Sustainability has long been a theme in the construction industry. To what extent is it now part of the daily planning routine at KREBS+KIEFER?
Incorporating sustainability in our planning is now a matter of course. For example, it’s the main factor we have to consider for our thermal insulation and energy efficiency services. For construction, the choice and use of materials are very important. Our other activities also play an indirect part in ensuring sustainability. When we plan permanent transport structures for railways, cyclists, pedestrians and waterways, we’re helping the transition in mobility. In safety management, we ensure sustainable operations on the building site.
Is sustainable construction actually a question of cost? Does it make building more expensive?
It’s all about the building life cycle and taking an integrated approach. Resource-efficient construction might often be more expensive at present, but this is soon offset by the lifecycle costs and consequential costs. High-quality structures are more durable, so they need less maintenance and the cost of replacing them is delayed. At KREBS+KIEFER we include these aspects in the decision-making process during planning.
Sustainable construction must also always take sociocultural aspects into account. How will this change living and working, for example?

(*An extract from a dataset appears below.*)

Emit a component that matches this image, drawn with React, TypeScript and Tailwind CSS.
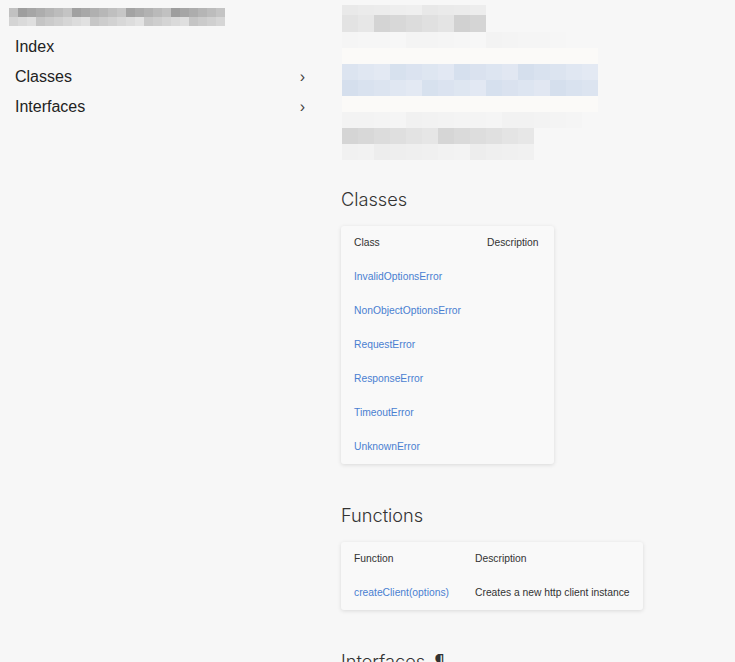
import React from "react";

type Band = { h: number; cells: string[] };

// pixelated (redacted) blocks, shades taken from the screenshot
const shade = (base: number, spread: number, n: number, seed: number) =>
  Array.from({ length: n }, (_, i) => {
    const v = Math.round(base + ((((i + 1) * 37 + seed * 11) % 17) / 16 - 0.5) * spread);
    return `rgb(${v},${v},${v})`;
  });

const blue = (n: number, seed: number) =>
  Array.from({ length: n }, (_, i) => {
    const d = (((i + 1) * 29 + seed * 7) % 13) / 12 - 0.5;
    return `rgb(${Math.round(220 + d * 14)},${Math.round(228 + d * 10)},${Math.round(240 + d * 6)})`;
  });

const titleBands: Band[] = [
  { h: 9, cells: shade(178, 40, 24, 1) },
  { h: 9, cells: shade(212, 30, 24, 2) },
];

const headBands: Band[] = [
  { h: 10, cells: shade(236, 8, 9, 3) },
  { h: 17, cells: shade(220, 22, 9, 4) },
  { h: 16, cells: shade(245, 4, 15, 5) },
  { h: 16, cells: Array(16).fill("#fbfaf8") },
  { h: 16, cells: blue(16, 6) },
  { h: 16, cells: blue(16, 7) },
  { h: 16, cells: Array(16).fill("#fbfaf8") },
  { h: 16, cells: shade(243, 4, 15, 8) },
  { h: 16, cells: shade(222, 18, 12, 9) },
  { h: 16, cells: shade(240, 6, 12, 10) },
];

function Pixels({ bands, cell }: { bands: Band[]; cell: number }) {
  return (
    <div className="flex flex-col items-start">
      {bands.map((b, r) => (
        <div key={r} className="flex flex-row">
          {b.cells.map((c, i) => (
            <div key={i} style={{ width: cell, height: b.h, backgroundColor: c }} />
          ))}
        </div>
      ))}
    </div>
  );
}

const classes = [
  "InvalidOptionsError",
  "NonObjectOptionsError",
  "RequestError",
  "ResponseError",
  "TimeoutError",
  "UnknownError",
];

const navItems = [
  { label: "Index", more: false },
  { label: "Classes", more: true },
  { label: "Interfaces", more: true },
];

const headingFont = { fontFamily: 'Inter, "Liberation Sans", sans-serif' };

export default function App() {
  return (
    <div
      className="w-full h-[662px] overflow-hidden bg-[#f7f7f7] text-[#222] flex flex-row"
      style={{ fontFamily: '"Liberation Sans", Arial, sans-serif' }}
    >
      <aside className="w-[341px] shrink-0 pt-[8px] pr-[36px]">
        <div className="pl-[9px]">
          <Pixels bands={titleBands} cell={9} />
        </div>
        <nav className="mt-[6px] flex flex-col">
          {navItems.map((item) => (
            <div
              key={item.label}
              className="h-[30px] pl-[15px] flex flex-row justify-between items-center text-[16px]"
            >
              <span>{item.label}</span>
              {item.more && <span className="text-[16px] leading-none text-[#444]">›</span>}
            </div>
          ))}
        </nav>
      </aside>

      <main className="flex-grow pt-[5px]">
        <div className="pl-[1px]">
          <Pixels bands={headBands} cell={16} />
        </div>

        <h2 className="mt-[27px] text-[18.2px] leading-[24px] font-light text-[#333]" style={headingFont}>
          Classes
        </h2>
        <div className="mt-[15px] w-fit bg-[#f9f9f9] rounded-[3px] shadow-[0_1px_4px_rgba(0,0,0,0.12)]">
          <table className="border-collapse text-[10.3px]">
            <thead>
              <tr className="h-[34px] text-left">
                <th className="font-normal px-[13px] text-[#333]">Class</th>
                <th className="font-normal pl-[13px] pr-[15px] text-[#333]">Description</th>
              </tr>
            </thead>
            <tbody>
              {classes.map((c) => (
                <tr key={c} className="h-[34px]">
                  <td className="px-[13px] text-[#4a7fd1]">{c}</td>
                  <td className="pl-[13px] pr-[15px]" />
                </tr>
              ))}
            </tbody>
          </table>
        </div>

        <h2 className="mt-[39px] text-[18.2px] leading-[24px] font-light text-[#333]" style={headingFont}>
          Functions
        </h2>
        <div className="mt-[15px] w-fit bg-[#f9f9f9] rounded-[3px] shadow-[0_1px_4px_rgba(0,0,0,0.12)]">
          <table className="border-collapse text-[10.3px]">
            <thead>
              <tr className="h-[34px] text-left">
                <th className="font-normal px-[13px] text-[#333]">Function</th>
                <th className="font-normal px-[13px] text-[#333]">Description</th>
              </tr>
            </thead>
            <tbody>
              <tr className="h-[34px]">
                <td className="px-[13px] text-[#4a7fd1]">createClient(options)</td>
                <td className="px-[13px] text-[#333]">Creates a new http client instance</td>
              </tr>
            </tbody>
          </table>
        </div>

        <h2 className="mt-[39px] text-[18.2px] leading-[24px] font-light text-[#333]" style={headingFont}>
          Interfaces <span className="ml-[4px]">¶</span>
        </h2>
      </main>
    </div>
  );
}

We’re on the verge of a transformation in energy and mobility that will change our habits. The commuter flows of the past decades will be replaced by urban coexistence, along with the creation of new public spaces. More work will be done at home.
Workplaces will become more pleasant places to be. This requires infrastructure that is closely connected to construction engineering: alternative, flexible concepts and forms of transport will ensure our mobility. Sustainable designs – which we at KREBS+KIEFER always aim for – enable resource-efficient and low-emission habitation, keep the traffic flowing and ensure the supply and disposal of energy, water and other utilities. Automated production enables a new quality of work.

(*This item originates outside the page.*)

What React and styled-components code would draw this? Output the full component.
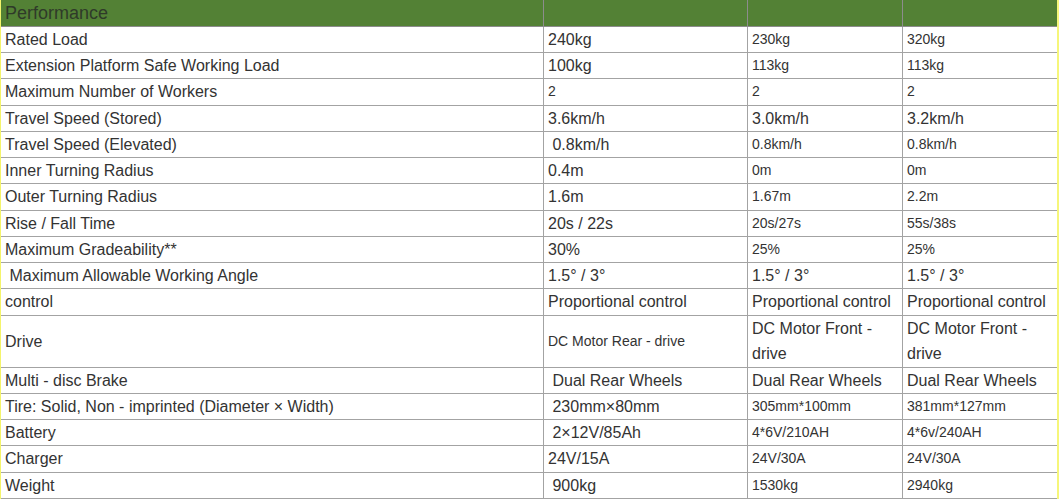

Are there projects for which sustainability is of secondary importance?
No. The finite nature of our planet, combined with the high population density and our demand for resources in industrialised nations, mean that sustainability has to be addressed every area of business and life. In the construction industry above all, with its huge consumption of resources but also its indispensable importance to civilised society, sustainability pretty much always plays a role.
We use the term “cradle to cradle” for the process of constructing buildings in such a way that recyclable building materials retain as much of their original value as possible. How far have we come with this process? How consistently do we use it in planning?

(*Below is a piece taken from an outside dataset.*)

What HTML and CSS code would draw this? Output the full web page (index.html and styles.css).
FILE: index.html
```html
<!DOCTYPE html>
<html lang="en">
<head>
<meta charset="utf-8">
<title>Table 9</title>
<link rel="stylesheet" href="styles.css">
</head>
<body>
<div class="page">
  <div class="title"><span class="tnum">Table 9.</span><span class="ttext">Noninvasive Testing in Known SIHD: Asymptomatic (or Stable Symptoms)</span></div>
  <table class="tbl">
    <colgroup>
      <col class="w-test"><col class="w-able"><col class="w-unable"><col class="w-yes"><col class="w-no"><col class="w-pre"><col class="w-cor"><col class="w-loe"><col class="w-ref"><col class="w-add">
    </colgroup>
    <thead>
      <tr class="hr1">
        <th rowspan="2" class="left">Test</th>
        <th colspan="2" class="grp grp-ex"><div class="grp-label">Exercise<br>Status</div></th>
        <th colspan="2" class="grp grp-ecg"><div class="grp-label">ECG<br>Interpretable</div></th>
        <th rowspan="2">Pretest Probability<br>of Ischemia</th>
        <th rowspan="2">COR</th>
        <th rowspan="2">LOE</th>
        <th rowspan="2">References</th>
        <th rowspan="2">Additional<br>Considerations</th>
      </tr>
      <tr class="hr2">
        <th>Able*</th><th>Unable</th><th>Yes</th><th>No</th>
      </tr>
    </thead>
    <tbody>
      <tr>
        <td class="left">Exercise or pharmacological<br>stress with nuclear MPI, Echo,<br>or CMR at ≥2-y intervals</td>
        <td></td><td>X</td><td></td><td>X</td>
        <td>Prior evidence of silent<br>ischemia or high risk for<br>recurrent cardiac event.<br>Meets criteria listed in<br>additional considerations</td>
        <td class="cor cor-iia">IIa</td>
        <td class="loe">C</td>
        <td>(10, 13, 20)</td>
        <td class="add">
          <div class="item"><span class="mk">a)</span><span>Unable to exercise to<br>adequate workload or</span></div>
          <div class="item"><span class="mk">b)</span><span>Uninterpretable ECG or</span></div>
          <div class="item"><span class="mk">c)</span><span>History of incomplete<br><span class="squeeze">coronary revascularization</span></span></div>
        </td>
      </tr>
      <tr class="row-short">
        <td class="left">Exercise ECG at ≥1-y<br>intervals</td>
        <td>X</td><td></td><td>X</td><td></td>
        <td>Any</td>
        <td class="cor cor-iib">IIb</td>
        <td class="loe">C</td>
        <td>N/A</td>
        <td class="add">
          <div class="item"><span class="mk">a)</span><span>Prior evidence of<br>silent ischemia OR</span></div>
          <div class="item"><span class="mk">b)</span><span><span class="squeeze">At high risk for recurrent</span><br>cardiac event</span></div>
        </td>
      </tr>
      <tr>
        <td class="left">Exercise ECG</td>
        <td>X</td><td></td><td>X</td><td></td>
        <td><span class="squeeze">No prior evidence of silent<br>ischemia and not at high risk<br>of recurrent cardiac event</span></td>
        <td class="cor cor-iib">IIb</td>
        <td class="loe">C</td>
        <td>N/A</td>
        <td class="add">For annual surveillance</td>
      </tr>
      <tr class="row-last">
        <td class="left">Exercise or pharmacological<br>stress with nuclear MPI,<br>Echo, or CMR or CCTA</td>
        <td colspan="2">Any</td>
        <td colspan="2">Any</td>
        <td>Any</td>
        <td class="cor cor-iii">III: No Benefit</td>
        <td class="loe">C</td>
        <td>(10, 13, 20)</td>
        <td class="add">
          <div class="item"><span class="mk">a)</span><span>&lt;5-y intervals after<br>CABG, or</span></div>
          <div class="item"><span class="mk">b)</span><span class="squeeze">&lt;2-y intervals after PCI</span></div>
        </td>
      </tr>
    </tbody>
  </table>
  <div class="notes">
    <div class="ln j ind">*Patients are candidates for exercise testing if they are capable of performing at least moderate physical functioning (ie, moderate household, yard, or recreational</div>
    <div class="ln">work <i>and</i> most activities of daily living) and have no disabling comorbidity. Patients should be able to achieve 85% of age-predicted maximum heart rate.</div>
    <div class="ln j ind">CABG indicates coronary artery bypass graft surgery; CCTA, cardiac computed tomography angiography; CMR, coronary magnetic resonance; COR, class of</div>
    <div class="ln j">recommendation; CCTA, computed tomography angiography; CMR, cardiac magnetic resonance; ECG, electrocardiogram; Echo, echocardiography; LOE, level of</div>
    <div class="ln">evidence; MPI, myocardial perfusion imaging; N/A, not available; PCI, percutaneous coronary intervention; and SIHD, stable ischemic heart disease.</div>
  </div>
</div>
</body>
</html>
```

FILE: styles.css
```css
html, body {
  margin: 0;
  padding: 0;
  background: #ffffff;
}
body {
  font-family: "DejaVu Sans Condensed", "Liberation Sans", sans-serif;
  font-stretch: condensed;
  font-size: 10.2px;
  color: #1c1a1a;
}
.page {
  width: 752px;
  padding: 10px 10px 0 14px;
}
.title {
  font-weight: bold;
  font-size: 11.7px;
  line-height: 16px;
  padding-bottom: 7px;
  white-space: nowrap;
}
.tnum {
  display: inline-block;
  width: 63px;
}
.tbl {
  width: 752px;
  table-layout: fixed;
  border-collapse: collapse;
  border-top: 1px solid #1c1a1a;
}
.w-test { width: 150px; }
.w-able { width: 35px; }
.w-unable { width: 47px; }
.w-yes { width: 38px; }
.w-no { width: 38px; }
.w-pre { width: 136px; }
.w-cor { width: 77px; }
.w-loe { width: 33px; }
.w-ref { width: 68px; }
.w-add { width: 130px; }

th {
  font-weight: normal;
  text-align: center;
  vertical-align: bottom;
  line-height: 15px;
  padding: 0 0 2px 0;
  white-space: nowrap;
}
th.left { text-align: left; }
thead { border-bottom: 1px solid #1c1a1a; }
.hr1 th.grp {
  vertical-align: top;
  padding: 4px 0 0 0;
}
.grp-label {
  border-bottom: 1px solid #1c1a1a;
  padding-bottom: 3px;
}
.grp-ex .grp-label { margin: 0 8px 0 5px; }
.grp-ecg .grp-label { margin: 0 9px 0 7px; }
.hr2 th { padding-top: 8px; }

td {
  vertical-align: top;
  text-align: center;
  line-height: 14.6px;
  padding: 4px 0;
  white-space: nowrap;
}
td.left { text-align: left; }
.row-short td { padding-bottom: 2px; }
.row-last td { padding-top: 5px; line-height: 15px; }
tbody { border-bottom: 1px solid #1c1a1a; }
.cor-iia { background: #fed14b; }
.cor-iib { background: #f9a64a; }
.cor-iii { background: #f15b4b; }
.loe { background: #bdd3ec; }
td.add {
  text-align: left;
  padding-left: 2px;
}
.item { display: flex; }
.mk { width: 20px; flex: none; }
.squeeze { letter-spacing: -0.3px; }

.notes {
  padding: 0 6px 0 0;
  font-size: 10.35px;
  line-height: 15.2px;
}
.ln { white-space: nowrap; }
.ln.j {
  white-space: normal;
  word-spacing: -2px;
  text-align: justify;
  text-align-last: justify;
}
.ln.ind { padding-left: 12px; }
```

While using a resource (material, energy, space, etc.) for as long as possible delays consumption but ultimately still leads to scarcity at some point, the “cradle to cradle” idea stands for – more or less – infinitely recurring use. We’ve already tried it out with finishing elements and façades, as well as with recycled building materials. Bur we’re still a long way from consistently using it. In the next few years, we’ll be focussing more of our research and development efforts on this area. KREBS+KIEFER will be involved in development to meet this important challenge as part of pilot projects.